- **PROBLEM TO SOLVE**: How many lines in the entries below contain "components"? Answer with the number only.

- **INFORMATION SUPPLIED**:
__________

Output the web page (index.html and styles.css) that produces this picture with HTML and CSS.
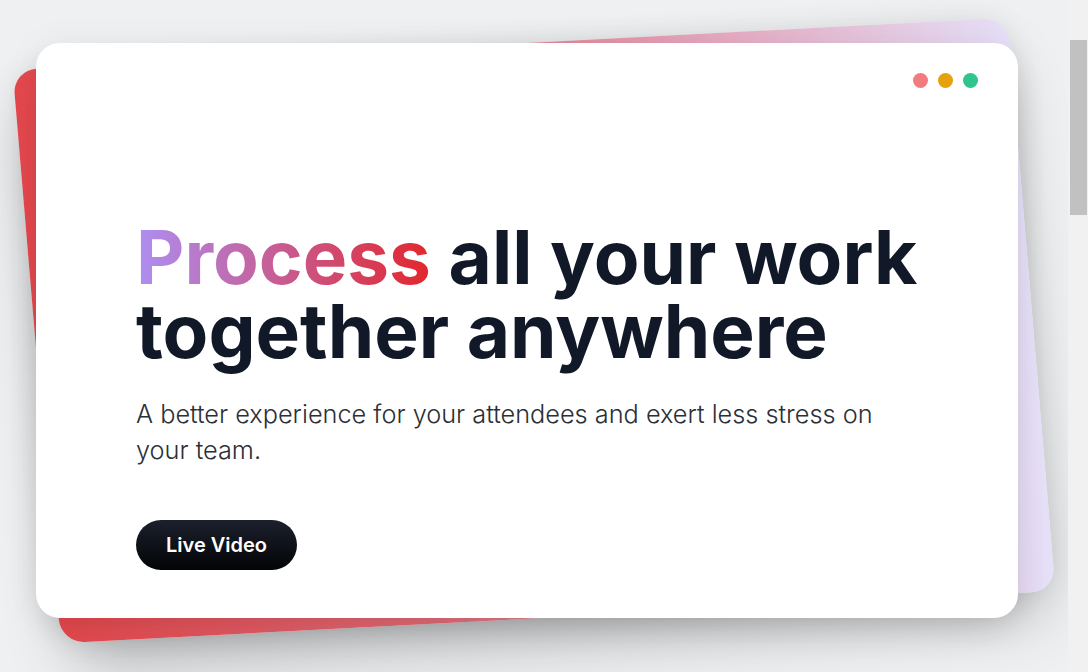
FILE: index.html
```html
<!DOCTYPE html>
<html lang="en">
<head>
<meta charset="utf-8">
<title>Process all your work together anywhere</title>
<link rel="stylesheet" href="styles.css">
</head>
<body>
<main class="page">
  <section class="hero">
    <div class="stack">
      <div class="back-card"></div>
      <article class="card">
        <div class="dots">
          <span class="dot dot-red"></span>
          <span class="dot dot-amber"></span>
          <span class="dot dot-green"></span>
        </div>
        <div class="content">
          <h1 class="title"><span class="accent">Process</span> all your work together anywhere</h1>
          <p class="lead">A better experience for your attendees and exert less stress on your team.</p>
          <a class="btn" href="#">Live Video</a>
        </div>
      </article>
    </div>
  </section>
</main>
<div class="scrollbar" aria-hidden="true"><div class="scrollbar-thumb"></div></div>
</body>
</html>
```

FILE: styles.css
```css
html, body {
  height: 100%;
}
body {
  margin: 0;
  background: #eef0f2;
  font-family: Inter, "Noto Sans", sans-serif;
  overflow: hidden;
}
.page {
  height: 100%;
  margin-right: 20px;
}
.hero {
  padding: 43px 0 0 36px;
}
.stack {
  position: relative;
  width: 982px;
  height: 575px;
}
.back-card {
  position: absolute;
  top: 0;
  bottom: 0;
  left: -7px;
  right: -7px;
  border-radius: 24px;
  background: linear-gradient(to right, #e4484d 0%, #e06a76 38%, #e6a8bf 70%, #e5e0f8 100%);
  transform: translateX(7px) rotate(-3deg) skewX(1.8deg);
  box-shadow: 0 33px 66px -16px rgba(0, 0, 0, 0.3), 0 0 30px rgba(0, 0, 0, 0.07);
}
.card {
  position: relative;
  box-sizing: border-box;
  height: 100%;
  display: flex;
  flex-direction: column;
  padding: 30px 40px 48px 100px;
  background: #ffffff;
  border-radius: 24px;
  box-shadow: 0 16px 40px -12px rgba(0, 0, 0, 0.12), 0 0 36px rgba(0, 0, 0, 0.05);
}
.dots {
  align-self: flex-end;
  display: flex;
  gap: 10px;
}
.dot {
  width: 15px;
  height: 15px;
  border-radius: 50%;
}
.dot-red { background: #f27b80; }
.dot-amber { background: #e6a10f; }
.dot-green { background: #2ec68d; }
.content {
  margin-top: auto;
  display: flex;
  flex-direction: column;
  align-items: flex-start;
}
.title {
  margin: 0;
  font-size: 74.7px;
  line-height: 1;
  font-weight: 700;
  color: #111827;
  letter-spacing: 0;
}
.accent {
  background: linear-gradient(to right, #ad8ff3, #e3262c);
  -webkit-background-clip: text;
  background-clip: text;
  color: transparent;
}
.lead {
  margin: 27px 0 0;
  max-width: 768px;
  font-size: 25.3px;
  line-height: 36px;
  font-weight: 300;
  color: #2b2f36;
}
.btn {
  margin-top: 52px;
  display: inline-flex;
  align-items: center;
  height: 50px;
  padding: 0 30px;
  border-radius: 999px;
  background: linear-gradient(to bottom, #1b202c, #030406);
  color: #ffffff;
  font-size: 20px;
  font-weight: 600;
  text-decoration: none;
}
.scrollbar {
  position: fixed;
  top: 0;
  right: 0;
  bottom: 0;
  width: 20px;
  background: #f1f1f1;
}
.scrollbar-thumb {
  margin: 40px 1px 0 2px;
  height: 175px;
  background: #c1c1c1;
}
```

__________

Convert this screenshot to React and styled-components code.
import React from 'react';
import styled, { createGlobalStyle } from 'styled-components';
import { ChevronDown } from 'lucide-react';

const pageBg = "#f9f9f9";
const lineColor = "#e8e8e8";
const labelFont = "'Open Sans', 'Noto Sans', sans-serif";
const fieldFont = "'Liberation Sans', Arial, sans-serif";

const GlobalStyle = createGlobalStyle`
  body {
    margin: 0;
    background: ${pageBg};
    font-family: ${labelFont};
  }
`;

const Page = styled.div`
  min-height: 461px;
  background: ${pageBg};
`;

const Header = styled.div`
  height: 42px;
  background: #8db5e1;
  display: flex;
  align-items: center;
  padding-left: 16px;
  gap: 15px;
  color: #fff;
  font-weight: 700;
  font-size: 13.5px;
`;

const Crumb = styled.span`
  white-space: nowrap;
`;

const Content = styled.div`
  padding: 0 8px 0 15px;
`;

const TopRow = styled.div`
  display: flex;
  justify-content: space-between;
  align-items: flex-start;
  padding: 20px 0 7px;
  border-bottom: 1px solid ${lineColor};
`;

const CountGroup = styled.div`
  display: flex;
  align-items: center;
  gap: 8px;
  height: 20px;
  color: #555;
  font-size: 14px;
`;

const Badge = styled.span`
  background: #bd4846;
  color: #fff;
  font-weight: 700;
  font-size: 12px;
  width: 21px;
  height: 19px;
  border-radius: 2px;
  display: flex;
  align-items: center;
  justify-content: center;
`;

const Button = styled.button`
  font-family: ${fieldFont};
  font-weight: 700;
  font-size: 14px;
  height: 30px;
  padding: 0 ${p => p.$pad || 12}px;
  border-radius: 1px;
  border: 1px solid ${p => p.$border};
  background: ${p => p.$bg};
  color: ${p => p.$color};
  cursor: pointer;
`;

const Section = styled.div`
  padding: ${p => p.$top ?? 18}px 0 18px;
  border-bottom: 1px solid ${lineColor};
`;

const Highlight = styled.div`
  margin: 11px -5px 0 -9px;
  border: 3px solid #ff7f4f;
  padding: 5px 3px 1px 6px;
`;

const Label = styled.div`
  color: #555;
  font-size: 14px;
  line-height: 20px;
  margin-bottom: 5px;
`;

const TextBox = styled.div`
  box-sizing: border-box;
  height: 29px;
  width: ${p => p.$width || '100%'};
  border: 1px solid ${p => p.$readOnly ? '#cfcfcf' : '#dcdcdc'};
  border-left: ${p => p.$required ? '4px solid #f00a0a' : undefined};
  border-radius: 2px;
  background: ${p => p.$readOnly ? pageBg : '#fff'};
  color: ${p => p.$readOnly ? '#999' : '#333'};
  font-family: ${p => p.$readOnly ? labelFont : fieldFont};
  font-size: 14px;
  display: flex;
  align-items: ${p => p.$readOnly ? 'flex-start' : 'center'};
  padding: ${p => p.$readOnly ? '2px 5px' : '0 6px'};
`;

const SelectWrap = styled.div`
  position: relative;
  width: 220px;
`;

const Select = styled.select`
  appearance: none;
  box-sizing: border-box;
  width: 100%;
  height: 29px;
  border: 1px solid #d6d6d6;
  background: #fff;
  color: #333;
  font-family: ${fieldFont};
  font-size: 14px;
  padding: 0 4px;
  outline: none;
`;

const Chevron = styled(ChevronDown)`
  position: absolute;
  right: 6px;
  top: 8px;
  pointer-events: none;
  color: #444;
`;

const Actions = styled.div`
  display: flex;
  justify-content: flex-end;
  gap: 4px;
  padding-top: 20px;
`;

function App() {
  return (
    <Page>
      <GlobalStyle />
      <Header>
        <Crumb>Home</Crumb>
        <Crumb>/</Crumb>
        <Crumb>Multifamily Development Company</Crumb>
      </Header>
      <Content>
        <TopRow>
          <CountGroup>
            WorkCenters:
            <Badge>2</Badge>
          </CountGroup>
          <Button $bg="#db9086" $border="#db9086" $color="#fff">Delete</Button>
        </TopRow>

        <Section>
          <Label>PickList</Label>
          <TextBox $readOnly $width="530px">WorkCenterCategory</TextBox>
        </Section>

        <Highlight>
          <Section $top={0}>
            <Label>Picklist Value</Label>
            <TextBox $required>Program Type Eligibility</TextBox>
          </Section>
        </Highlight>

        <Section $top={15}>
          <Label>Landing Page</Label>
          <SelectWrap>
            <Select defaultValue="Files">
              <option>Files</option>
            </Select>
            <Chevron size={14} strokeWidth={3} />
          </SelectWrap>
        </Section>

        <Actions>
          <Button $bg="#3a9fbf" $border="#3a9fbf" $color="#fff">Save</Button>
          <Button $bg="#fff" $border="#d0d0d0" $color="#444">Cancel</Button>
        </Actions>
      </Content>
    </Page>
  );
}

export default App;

__________

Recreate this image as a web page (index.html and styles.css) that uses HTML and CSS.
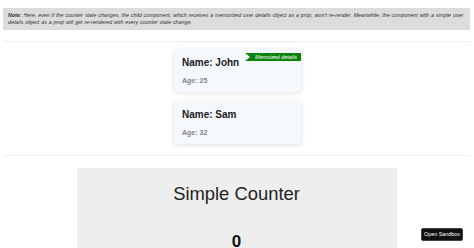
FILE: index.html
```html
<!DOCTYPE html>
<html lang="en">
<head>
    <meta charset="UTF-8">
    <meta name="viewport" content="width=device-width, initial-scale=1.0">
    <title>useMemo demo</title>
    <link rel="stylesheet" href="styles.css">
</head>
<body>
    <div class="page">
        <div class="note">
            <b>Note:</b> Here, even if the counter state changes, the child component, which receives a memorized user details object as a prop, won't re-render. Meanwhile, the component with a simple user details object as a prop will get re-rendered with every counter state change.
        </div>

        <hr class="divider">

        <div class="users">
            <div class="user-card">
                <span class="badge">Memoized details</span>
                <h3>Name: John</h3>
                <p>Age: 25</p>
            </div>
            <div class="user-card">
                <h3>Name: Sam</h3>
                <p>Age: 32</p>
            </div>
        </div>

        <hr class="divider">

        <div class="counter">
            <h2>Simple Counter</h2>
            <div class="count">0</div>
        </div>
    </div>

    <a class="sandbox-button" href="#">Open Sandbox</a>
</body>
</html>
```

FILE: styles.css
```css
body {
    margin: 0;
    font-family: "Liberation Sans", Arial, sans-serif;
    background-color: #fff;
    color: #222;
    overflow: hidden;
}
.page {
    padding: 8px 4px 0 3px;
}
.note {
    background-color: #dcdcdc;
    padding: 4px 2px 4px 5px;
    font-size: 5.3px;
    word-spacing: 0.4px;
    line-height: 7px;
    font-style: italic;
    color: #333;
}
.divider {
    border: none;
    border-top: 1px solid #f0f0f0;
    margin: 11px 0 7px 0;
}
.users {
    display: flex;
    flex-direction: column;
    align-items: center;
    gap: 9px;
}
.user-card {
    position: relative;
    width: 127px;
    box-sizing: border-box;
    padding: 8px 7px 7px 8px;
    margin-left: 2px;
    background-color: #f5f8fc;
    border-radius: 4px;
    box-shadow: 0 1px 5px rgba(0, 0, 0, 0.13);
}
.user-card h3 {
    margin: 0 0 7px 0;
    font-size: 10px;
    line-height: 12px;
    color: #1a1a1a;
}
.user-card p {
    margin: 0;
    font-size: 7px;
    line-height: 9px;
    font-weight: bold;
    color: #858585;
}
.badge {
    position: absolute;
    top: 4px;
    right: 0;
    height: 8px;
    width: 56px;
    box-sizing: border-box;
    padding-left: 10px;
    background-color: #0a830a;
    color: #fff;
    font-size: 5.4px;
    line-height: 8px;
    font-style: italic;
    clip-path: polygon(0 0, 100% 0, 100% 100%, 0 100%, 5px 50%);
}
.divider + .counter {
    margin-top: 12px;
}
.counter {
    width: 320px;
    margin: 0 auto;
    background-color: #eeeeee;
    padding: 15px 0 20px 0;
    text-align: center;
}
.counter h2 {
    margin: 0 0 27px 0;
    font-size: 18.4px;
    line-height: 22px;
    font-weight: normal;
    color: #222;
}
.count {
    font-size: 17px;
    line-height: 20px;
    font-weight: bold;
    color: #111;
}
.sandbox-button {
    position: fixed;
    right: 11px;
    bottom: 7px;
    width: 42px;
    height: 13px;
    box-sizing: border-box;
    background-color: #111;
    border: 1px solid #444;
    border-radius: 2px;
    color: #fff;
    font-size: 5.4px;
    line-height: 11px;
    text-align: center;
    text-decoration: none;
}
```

__________

- **OUTPUT OF THE TASK**: 2